Mutual Mistake and Reformation
The court noted that both parties—the plaintiff and Continental—acknowledged that the exclusionary provision in the Continental policy was the result of a mutual mistake. This mutual recognition laid the groundwork for reformation, which both parties agreed could be accomplished without court intervention. The reformation was executed after the parties realized that the original exclusion was broader than intended, and they took steps to correct it. The court highlighted that the reformed exclusion was thus valid and should be recognized as part of the insurance policy. The defendant’s persistent refusal to accept the reformed exclusion was deemed unjustified, especially since the adjustments were mutually acknowledged by the parties involved in the original contract.
Interpretation of the "Now" Clause
The court addressed the defendant's argument regarding the inclusion of the word "now" in the umbrella policy, which the defendant claimed limited its liability by preventing amendments related to past mistakes. However, the court found that there was no evidence supporting such a significant interpretation of the term "now." The court noted that the inclusion of "now" was likely an attempt to clarify that only coverage existing at the time of the umbrella policy would be recognized, rather than an intention to preclude the correction of any prior mistakes. The lack of evidence regarding the intent behind the addition of "now" led the court to reject the defendant's broader interpretation, thus reinforcing the validity of the reformed exclusion. The court concluded that the defendant could not rely on this clause to escape liability for the damages claimed by Madison.

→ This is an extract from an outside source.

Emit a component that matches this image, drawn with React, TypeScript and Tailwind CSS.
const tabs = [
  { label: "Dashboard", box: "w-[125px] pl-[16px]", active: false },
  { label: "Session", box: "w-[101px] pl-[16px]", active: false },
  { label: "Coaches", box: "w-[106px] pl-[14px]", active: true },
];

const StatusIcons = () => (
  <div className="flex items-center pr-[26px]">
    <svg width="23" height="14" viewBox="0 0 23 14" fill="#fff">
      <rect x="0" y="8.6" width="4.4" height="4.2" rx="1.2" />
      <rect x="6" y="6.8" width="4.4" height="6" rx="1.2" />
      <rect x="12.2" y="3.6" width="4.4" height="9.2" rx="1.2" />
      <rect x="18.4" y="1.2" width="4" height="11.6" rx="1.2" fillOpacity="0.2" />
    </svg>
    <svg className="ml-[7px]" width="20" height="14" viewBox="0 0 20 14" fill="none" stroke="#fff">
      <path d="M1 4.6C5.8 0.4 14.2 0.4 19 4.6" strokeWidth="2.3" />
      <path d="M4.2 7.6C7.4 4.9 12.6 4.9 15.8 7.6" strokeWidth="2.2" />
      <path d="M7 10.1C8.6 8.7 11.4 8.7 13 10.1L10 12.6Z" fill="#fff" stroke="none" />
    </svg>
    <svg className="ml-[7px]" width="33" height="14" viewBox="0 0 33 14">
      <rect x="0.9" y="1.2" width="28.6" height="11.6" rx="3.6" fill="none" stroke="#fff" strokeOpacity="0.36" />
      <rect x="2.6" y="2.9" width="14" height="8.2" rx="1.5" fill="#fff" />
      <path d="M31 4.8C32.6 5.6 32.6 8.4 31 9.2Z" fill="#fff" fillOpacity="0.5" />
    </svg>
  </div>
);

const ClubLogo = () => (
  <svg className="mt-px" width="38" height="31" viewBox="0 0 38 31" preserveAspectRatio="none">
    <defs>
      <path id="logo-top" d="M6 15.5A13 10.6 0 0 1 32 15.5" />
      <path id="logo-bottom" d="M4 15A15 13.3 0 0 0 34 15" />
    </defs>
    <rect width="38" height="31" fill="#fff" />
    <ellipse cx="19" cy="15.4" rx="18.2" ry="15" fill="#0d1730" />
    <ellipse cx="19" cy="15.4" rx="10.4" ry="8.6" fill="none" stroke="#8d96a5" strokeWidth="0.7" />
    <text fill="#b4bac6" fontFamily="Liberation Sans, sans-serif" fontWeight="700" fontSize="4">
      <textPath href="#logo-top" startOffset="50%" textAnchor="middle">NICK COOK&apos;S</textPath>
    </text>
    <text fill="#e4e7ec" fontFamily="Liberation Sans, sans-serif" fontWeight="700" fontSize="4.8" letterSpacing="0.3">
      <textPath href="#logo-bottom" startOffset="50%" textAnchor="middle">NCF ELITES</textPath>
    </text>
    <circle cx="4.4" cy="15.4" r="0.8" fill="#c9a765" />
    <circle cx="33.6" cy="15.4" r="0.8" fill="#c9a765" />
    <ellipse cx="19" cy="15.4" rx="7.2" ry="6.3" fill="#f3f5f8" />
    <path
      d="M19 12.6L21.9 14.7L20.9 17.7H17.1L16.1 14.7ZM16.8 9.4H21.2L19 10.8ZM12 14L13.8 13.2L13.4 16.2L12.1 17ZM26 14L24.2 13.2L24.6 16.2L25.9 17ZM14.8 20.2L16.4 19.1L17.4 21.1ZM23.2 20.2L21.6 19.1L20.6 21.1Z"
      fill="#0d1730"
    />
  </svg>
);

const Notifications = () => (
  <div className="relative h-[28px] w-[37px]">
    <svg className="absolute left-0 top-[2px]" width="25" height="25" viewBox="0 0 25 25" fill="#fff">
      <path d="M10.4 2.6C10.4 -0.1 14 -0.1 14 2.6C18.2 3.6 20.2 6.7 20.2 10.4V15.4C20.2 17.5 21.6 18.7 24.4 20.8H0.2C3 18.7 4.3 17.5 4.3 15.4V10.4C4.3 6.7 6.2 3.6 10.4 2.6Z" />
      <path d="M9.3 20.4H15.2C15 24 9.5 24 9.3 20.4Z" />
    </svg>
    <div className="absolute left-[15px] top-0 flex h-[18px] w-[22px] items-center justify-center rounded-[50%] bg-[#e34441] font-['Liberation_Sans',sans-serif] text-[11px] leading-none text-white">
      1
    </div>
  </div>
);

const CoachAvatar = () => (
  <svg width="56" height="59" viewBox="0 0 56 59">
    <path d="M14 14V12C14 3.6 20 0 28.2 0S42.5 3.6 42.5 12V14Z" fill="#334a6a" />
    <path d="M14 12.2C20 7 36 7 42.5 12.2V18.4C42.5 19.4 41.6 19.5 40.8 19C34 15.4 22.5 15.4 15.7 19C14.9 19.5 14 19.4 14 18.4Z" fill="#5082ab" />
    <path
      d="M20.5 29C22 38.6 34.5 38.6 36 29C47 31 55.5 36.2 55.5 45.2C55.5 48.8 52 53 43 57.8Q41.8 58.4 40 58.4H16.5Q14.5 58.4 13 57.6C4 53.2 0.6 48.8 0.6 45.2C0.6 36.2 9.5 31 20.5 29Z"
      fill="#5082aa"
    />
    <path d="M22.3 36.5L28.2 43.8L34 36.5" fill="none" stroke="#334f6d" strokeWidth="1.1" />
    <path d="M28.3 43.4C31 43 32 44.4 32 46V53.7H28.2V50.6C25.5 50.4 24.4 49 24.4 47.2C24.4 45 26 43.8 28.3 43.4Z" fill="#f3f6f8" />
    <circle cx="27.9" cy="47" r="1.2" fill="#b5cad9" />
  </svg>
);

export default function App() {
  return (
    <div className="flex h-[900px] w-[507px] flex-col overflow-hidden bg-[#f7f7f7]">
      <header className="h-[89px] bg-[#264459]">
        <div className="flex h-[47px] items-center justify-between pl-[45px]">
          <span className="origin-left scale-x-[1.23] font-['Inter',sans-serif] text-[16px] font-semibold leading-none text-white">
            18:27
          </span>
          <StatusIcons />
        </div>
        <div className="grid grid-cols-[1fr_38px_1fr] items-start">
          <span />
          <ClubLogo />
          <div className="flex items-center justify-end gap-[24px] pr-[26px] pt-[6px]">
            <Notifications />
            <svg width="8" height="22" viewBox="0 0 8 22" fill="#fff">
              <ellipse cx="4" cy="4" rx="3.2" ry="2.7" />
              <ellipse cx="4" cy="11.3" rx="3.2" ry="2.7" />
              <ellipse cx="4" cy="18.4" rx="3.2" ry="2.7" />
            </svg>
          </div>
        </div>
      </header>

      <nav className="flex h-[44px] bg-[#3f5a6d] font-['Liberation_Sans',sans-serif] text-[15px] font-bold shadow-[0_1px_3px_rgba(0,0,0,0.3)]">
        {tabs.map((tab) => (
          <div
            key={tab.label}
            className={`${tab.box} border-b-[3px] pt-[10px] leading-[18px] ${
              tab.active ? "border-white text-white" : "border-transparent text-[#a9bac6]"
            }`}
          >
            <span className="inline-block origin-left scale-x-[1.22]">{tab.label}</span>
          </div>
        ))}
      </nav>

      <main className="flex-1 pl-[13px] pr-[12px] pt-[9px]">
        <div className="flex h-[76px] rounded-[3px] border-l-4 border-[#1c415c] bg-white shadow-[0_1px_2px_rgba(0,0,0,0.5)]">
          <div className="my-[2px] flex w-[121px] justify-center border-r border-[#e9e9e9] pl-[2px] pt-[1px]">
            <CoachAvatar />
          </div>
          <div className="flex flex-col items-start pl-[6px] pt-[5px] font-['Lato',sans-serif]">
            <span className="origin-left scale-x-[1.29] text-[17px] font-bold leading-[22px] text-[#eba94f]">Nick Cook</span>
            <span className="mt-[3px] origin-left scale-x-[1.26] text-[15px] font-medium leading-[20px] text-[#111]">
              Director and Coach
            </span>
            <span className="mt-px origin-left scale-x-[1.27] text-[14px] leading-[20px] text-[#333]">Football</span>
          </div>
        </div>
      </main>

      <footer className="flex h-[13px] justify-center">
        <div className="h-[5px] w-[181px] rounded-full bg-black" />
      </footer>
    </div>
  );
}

Distinction from Prior Case Law
The court distinguished the current case from previous rulings on reformation, particularly highlighting that Harbor Insurance Co. could not be considered a bona fide purchaser. Unlike cases where reliance on a contract's terms was evident, here, the defendant did not claim to have relied on the terms of the Continental policy while issuing its own umbrella policy. The court cited Pulley v. Luttrell and Vial v. Norwich Union Fire Insurance Society, noting that those cases involved parties who did rely on the incorrectly drafted instruments. In this instance, the defendant’s lack of prior knowledge of the Continental policy's terms meant it could not argue against the reformation based on principles applicable to bona fide purchasers. Thus, the court found that the defendant's situation did not warrant the protections typically afforded to those who possess a contractual interest.
Conclusion on Coverage
Ultimately, the Illinois Supreme Court affirmed the appellate court's judgment in favor of L.E. Myers Co. The court established that since Harbor Insurance Co. did not see the underlying Continental policy before issuing its own and lacked any claim regarding the sufficiency of the premium charged, it was bound by the reformed exclusion. The reformation of the Continental policy was valid and effective, thereby providing the necessary coverage for the damages sought in the underlying lawsuit brought by Madison. The court confirmed that the amended exclusion was indeed applicable, ensuring that the plaintiff was entitled to coverage under the umbrella policy. This decision reinforced the principles of mutual mistake and the importance of understanding contractual obligations in insurance law.